De fait, l'Europe est divisée entre des Etats débiteurs et des Etats créanciers, les seconds refusant de payer pour les premiers, qui peinent à stabiliser leurs économies. Cette opposition, loin d'être accidentelle, est bel et bien structurelle. Elle interroge à la fois le mécanisme monétaire européen, la question budgétaire et les politiques économiques et sociales de chacun des pays... Autant de problèmes qu'un simple volontarisme soigneusement enveloppé de communication ne pourra résoudre. Autrement dit, si Emmanuel Macron parvient à s'attirer le soutien formel des dirigeants italien et espagnol entre autres, il semble pour l'heure condamné à multiplier les rencontres et les poignées de main sans avancées concrètes sur le fond, tandis que l'Allemagne s'obstine à rejeter catégoriquement toute idée de budget européen. Impossible de fédérer quiconque dans ce contexte.
L'inévitable obstacle allemand
Conscient du caractère prioritaire de cette question économique, Emmanuel Macron espère, quitte à consentir à plusieurs concessions, obtenir des avancées concrètes sur ce point crucial. Le président français espère en effet rallier un maximum d'Etats membres à sa cause en proposant une réforme de la zone euro.

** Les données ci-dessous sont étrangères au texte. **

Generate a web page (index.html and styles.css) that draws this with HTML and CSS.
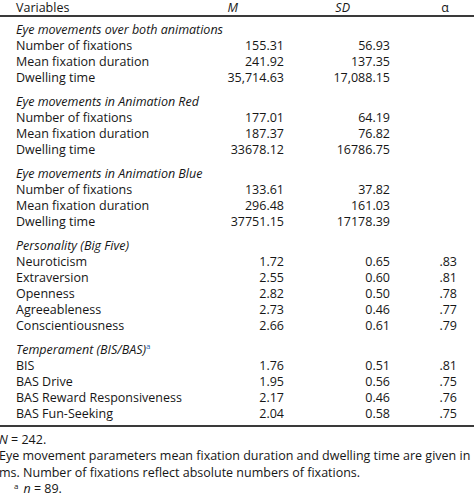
FILE: index.html
```html
<!DOCTYPE html>
<html>
<head>
<meta charset="utf-8">
<link rel="stylesheet" href="styles.css">
</head>
<body>
<div class="page">
  <div class="table">
    <div class="head row">
      <div class="lab">Variables</div>
      <div class="num hm"><i>M</i></div>
      <div class="num hsd"><i>SD</i></div>
      <div class="num ha">α</div>
    </div>
    <div class="body">
      <div class="group">
        <div class="row"><div class="lab it">Eye movements over both animations</div></div>
        <div class="row"><div class="lab">Number of fixations</div><div class="num">155.31</div><div class="num">56.93</div><div class="num"></div></div>
        <div class="row"><div class="lab">Mean fixation duration</div><div class="num">241.92</div><div class="num">137.35</div><div class="num"></div></div>
        <div class="row"><div class="lab">Dwelling time</div><div class="num">35,714.63</div><div class="num">17,088.15</div><div class="num"></div></div>
      </div>
      <div class="group">
        <div class="row"><div class="lab it">Eye movements in Animation Red</div></div>
        <div class="row"><div class="lab">Number of fixations</div><div class="num">177.01</div><div class="num">64.19</div><div class="num"></div></div>
        <div class="row"><div class="lab">Mean fixation duration</div><div class="num">187.37</div><div class="num">76.82</div><div class="num"></div></div>
        <div class="row"><div class="lab">Dwelling time</div><div class="num">33678.12</div><div class="num">16786.75</div><div class="num"></div></div>
      </div>
      <div class="group">
        <div class="row"><div class="lab it">Eye movements in Animation Blue</div></div>
        <div class="row"><div class="lab">Number of fixations</div><div class="num">133.61</div><div class="num">37.82</div><div class="num"></div></div>
        <div class="row"><div class="lab">Mean fixation duration</div><div class="num">296.48</div><div class="num">161.03</div><div class="num"></div></div>
        <div class="row"><div class="lab">Dwelling time</div><div class="num">37751.15</div><div class="num">17178.39</div><div class="num"></div></div>
      </div>
      <div class="group">
        <div class="row"><div class="lab it">Personality (Big Five)</div></div>
        <div class="row"><div class="lab">Neuroticism</div><div class="num">1.72</div><div class="num">0.65</div><div class="num">.83</div></div>
        <div class="row"><div class="lab">Extraversion</div><div class="num">2.55</div><div class="num">0.60</div><div class="num">.81</div></div>
        <div class="row"><div class="lab">Openness</div><div class="num">2.82</div><div class="num">0.50</div><div class="num">.78</div></div>
        <div class="row"><div class="lab">Agreeableness</div><div class="num">2.73</div><div class="num">0.46</div><div class="num">.77</div></div>
        <div class="row"><div class="lab">Conscientiousness</div><div class="num">2.66</div><div class="num">0.61</div><div class="num">.79</div></div>
      </div>
      <div class="group">
        <div class="row"><div class="lab it">Temperament (BIS/BAS)<sup class="ref">a</sup></div></div>
        <div class="row"><div class="lab">BIS</div><div class="num">1.76</div><div class="num">0.51</div><div class="num">.81</div></div>
        <div class="row"><div class="lab">BAS Drive</div><div class="num">1.95</div><div class="num">0.56</div><div class="num">.75</div></div>
        <div class="row"><div class="lab">BAS Reward Responsiveness</div><div class="num">2.17</div><div class="num">0.46</div><div class="num">.76</div></div>
        <div class="row"><div class="lab">BAS Fun-Seeking</div><div class="num">2.04</div><div class="num">0.58</div><div class="num">.75</div></div>
      </div>
    </div>
  </div>
  <div class="notes">
    <p><i>N</i> = 242.</p>
    <p>Eye movement parameters mean fixation duration and dwelling time are given in ms. Number of fixations reflect absolute numbers of fixations.</p>
    <p class="fn"><span class="fnmark">a</span><i>n</i> = 89.</p>
  </div>
</div>
</body>
</html>
```
FILE: styles.css
```css
html, body {
  margin: 0;
  padding: 0;
  background: #ffffff;
}
.page {
  width: 474px;
  font-family: "Open Sans", "Liberation Sans", sans-serif;
  font-size: 12.5px;
  color: #161616;
  overflow: hidden;
}
.table {
  border-bottom: 2px solid #3a3a3a;
}
.row {
  display: grid;
  grid-template-columns: 214px 70px 106px 67px;
  height: 16px;
  line-height: 16px;
}
.row .lab {
  padding-left: 16px;
  white-space: nowrap;
}
.row .num {
  text-align: right;
}
.head {
  border-bottom: 2px solid #3a3a3a;
  height: 15px;
  line-height: 15px;
}
.head .hm { padding-right: 46px; }
.head .hsd { padding-right: 40px; }
.head .ha { padding-right: 8px; }
.body {
  padding-top: 5px;
  padding-bottom: 3px;
}
.group + .group {
  margin-top: 8px;
}
.it {
  font-style: italic;
}
.ref {
  color: #2b5fa8;
  font-size: 8px;
  line-height: 0;
  vertical-align: 5px;
  font-style: normal;
}
.notes {
  padding-top: 5px;
  margin-left: -1px;
  line-height: 16.3px;
}
.notes p {
  margin: 0;
}
.fn {
  padding-left: 15px;
}
.fnmark {
  font-size: 8px;
  vertical-align: 4px;
  line-height: 0;
  margin-right: 5px;
}
```
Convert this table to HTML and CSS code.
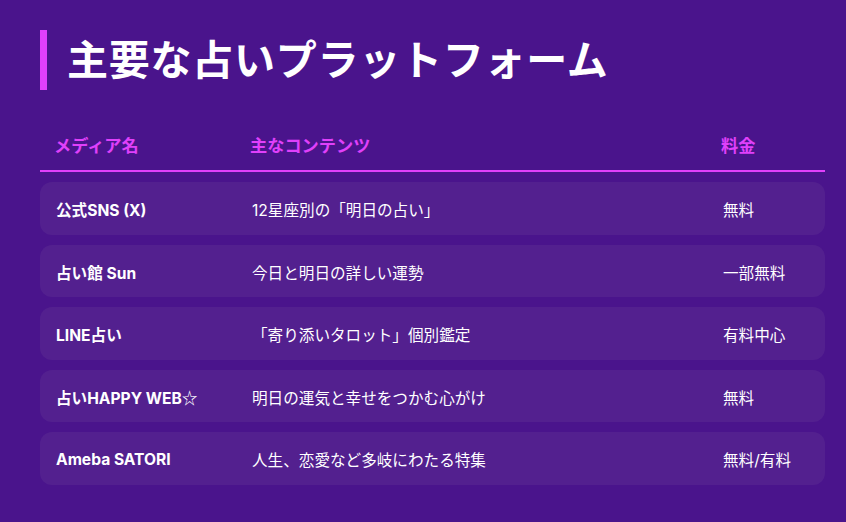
FILE: index.html
```html
<!DOCTYPE html>
<html lang="ja">
<head>
<meta charset="utf-8">
<link rel="stylesheet" href="styles.css">
</head>
<body>
<div class="page">
  <h1 class="title">主要な占いプラットフォーム</h1>
  <div class="table">
    <div class="head">
      <div>メディア名</div>
      <div>主なコンテンツ</div>
      <div>料金</div>
    </div>
    <div class="row"><div class="name">公式SNS (X)</div><div>12星座別の「明日の占い」</div><div>無料</div></div>
    <div class="row"><div class="name">占い館 Sun</div><div>今日と明日の詳しい運勢</div><div>一部無料</div></div>
    <div class="row"><div class="name">LINE占い</div><div>「寄り添いタロット」個別鑑定</div><div>有料中心</div></div>
    <div class="row"><div class="name">占いHAPPY WEB<span class="star">☆</span></div><div>明日の運気と幸せをつかむ心がけ</div><div>無料</div></div>
    <div class="row"><div class="name">Ameba SATORI</div><div>人生、恋愛など多岐にわたる特集</div><div>無料/有料</div></div>
  </div>
</div>
</body>
</html>
```
FILE: styles.css
```css
html, body {
  margin: 0;
  padding: 0;
  background: #4a148c;
}
body {
  font-family: Inter, "Noto Sans CJK JP", sans-serif;
  color: #ffffff;
}
.page {
  padding: 30px 21px 0 40px;
}
.title {
  margin: 0;
  border-left: 7px solid #e040fb;
  padding-left: 20px;
  height: 60px;
  line-height: 60px;
  font-size: 41px;
  font-weight: 700;
  letter-spacing: 0.75px;
}
.table {
  margin-top: 35px;
  display: flex;
  flex-direction: column;
  gap: 10px;
}
.head, .row {
  display: grid;
  grid-template-columns: 196px 1fr 118px;
}
.head {
  box-sizing: border-box;
  border-bottom: 2px solid #e040fb;
  color: #e040fb;
  font-size: 17.2px;
  font-weight: 600;
  height: 47px;
  padding-bottom: 7px;
  align-items: center;
}
.head > div { padding: 0 14px; }
.row {
  box-sizing: border-box;
  background: #53208f;
  border-radius: 12px;
  height: 52.5px;
  padding-top: 2px;
  align-items: center;
  font-size: 15.6px;
}
.row > div { padding: 0 16px; }
.row .name { font-weight: 700; }
.star { font-family: "Noto Sans CJK JP", sans-serif; font-weight: 400; }
```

Mais, d'ores et déjà, l'Allemagne fait entendre un autre son de cloche. Elle accepte certes l'idée d'un Fonds monétaire européen... tout en précisant que son budget ne saurait dépasser un montant «limité à deux chiffres en milliards d’euros», selon Angela Merkel – bien loin des souhaits initialement émis par Emmanuel Macron. La chancelière a également fait savoir que ce Fonds devrait reposer sur une gestion intergouvernementale, donc en rognant sur les compétences de la Commission européenne. Là encore, le cap fixé par l'Allemagne est aux antipodes de la «souveraineté européenne» à laquelle aspire le président français.
Loin d'être de simples détails techniques, ces éléments permettent d'apprécier la divergence réelle qui sépare Paris et Berlin. D'un côté, Emmanuel Macron nourrit encore le rêve de voir un jour se mettre en place un réel fédéralisme budgétaire, seul capable, selon lui, de redresser la barre et de garantir à terme l'avenir de l'UE face aux fissurations de plus en plus fréquentes de l'unité européenne. De l'autre, Angela Merkel adopte un point de vue bien plus pragmatique : il suffirait que chaque gouvernement mette en place une politique de rigueur responsable pour que les problèmes économiques, et donc les divergences, se résorbent.